I've been in therapy with NOCD since the beginning of this year. Looking back over the course of the year, therapy certainly brought me some comfort, but lately, I realized I wasn't quite going about it the right way. For most of my life, I've done talk-therapy sessions, where the goal is to talk out your problems in a rational way. I got good at this; so good, that during my therapy sessions, I felt like I wanted to talk about everything wrong in my life. I remember feeling so overwhelmed earlier this year to speak to my therapist, because our sessions are generally 30 minutes and I was always wondering how I could possibly discuss all my life problems in that short of a time.

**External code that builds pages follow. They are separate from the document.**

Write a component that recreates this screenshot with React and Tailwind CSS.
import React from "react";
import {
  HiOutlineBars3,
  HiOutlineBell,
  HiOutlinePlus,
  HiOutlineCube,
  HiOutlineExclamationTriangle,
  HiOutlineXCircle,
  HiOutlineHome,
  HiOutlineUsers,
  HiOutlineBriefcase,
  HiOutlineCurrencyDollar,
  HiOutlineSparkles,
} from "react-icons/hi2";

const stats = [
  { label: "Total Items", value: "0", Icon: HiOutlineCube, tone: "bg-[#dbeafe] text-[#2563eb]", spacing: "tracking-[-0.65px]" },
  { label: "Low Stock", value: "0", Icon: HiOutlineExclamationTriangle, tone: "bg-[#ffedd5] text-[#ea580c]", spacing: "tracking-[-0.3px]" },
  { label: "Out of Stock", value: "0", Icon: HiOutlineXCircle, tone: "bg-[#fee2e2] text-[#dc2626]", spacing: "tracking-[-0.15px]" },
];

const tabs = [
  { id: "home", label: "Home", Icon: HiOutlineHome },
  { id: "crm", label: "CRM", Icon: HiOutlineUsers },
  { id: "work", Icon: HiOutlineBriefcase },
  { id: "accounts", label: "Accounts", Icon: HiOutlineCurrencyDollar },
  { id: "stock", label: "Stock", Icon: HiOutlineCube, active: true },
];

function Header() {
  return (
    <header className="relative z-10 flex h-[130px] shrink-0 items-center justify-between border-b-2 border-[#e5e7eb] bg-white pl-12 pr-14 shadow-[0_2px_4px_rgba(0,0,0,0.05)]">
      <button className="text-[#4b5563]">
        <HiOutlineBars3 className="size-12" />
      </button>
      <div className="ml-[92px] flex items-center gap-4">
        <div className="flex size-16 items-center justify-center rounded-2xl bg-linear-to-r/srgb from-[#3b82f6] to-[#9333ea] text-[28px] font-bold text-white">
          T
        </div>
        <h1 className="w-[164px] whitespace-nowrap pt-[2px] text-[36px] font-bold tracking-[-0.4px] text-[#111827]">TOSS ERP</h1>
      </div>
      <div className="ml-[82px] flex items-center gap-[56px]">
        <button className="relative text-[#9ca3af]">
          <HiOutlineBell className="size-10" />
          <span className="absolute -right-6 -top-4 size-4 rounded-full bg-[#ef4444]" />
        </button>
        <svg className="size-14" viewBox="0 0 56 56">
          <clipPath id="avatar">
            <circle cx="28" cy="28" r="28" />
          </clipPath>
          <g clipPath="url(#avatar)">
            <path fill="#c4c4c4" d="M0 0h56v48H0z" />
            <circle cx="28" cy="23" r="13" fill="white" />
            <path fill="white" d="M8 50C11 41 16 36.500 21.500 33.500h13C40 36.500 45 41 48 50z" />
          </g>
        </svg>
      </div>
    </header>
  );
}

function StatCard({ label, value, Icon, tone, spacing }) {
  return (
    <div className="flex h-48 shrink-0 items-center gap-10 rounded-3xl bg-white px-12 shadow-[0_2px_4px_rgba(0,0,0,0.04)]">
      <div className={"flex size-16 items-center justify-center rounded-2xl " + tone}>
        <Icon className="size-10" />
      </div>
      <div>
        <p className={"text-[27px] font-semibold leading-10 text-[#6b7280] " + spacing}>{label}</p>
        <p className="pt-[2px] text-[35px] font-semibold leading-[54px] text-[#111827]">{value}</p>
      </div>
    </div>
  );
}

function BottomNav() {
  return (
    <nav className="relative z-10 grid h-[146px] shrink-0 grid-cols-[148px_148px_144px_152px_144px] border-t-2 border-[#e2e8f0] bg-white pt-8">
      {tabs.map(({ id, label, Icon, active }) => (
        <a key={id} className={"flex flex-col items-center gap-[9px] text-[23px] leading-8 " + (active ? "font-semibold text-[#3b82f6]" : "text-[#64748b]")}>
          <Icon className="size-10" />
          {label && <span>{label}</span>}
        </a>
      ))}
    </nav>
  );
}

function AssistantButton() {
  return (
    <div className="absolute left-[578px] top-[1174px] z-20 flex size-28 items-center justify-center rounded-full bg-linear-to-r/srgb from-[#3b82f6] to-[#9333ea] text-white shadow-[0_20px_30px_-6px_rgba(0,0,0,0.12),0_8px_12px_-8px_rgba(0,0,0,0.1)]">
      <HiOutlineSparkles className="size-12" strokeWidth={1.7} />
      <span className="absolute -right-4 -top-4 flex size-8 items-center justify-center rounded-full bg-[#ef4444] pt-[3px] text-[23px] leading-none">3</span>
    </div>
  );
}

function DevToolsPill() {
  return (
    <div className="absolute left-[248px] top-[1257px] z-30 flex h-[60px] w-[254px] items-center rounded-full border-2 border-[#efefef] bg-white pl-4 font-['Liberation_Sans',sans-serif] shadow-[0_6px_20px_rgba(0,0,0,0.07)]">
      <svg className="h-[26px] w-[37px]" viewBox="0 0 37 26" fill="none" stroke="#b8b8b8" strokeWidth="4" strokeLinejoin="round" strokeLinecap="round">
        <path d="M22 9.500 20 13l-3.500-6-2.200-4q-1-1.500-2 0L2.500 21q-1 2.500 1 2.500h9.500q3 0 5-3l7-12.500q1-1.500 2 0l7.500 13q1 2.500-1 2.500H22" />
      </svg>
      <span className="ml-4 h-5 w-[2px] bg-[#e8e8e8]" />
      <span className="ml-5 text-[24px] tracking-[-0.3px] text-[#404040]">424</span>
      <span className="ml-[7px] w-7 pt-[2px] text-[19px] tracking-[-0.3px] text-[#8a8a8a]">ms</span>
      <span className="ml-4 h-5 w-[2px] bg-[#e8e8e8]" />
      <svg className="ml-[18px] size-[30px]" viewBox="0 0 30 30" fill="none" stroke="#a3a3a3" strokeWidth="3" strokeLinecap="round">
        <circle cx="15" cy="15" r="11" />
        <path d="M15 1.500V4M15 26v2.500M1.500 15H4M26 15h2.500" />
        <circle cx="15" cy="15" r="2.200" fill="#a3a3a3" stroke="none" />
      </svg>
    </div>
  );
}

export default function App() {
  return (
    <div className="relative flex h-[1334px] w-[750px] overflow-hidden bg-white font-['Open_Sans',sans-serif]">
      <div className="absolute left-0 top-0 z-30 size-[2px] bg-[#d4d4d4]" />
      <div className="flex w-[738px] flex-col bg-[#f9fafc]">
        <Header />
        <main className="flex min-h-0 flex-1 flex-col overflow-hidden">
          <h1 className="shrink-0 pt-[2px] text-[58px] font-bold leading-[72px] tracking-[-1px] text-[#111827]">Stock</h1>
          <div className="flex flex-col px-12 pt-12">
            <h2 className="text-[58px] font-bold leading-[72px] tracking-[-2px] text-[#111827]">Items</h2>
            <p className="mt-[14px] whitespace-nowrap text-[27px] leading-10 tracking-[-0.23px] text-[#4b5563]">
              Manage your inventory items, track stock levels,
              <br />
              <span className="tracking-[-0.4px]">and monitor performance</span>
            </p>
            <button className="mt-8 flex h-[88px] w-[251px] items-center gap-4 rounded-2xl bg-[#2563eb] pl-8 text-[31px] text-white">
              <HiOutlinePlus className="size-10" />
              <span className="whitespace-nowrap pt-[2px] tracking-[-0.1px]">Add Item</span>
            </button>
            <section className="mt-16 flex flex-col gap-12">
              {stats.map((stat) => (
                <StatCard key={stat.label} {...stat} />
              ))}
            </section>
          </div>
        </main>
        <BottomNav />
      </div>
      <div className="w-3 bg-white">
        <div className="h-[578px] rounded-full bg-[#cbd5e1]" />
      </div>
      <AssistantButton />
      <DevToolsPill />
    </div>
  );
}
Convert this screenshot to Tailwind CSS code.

It took me until last month to really realize what ERP is; ERP is sitting with uncertainty. Not fighting it, avoiding it, or neutralizing it. Looking back on previous sessions, I think I always wanted to talk about my problems because I was too afraid to just sit with their uncertainty. However, I noticed that whenever I dumped my emotions and stress on the therapy table, I'd feel better for a few days, and it would all return again. Over the past 3 years, I've returned to the same talk therapist on and off again. He has helped me tremendously with repairing some of my relationships, but talk therapy doesn't work for OCD. When I'd walk into his office after a few months, he'd always ask, "so why are you here?"
I never knew how to answer that question. Because it always felt so urgent for me to just talk to someone about my OCD. But that therapist didn't specialize in OCD, and his philosophy was that by "focusing on improving other areas of my life, my OCD symptoms would shrink." Which is true to a small extent. But my intrusive thoughts and rumination would keep coming back again and again.
I felt hopeless and embarrassed to talk about my OCD. It felt like I was making excuses, and that I just wasn't strong enough to follow my talk therapist's advice. Like everyone else knew a secret ingredient to life that I didn't, and because I didn't, I was damned to repeat the same cycles my whole life.
Luckily, that has changed lately.
I'm realizing that I have been hunting for certainty for so long that I had forgotten that life is uncertain. Now in my ERP sessions, I focus on doing exposures and sitting with and through my discomfort. I'm not perfect at it, but I'm making progress. I'm comparing myself less to the other people in my life, and focusing more on my own growth. It is still so hard; I'm sitting down right now to make a budget for my finances, and I am terrified to do so. But I know that uncertainty is the key, and accepting it is my road to healing.
I wish you all good luck on your ERP journey, and remember that uncertainty makes us human.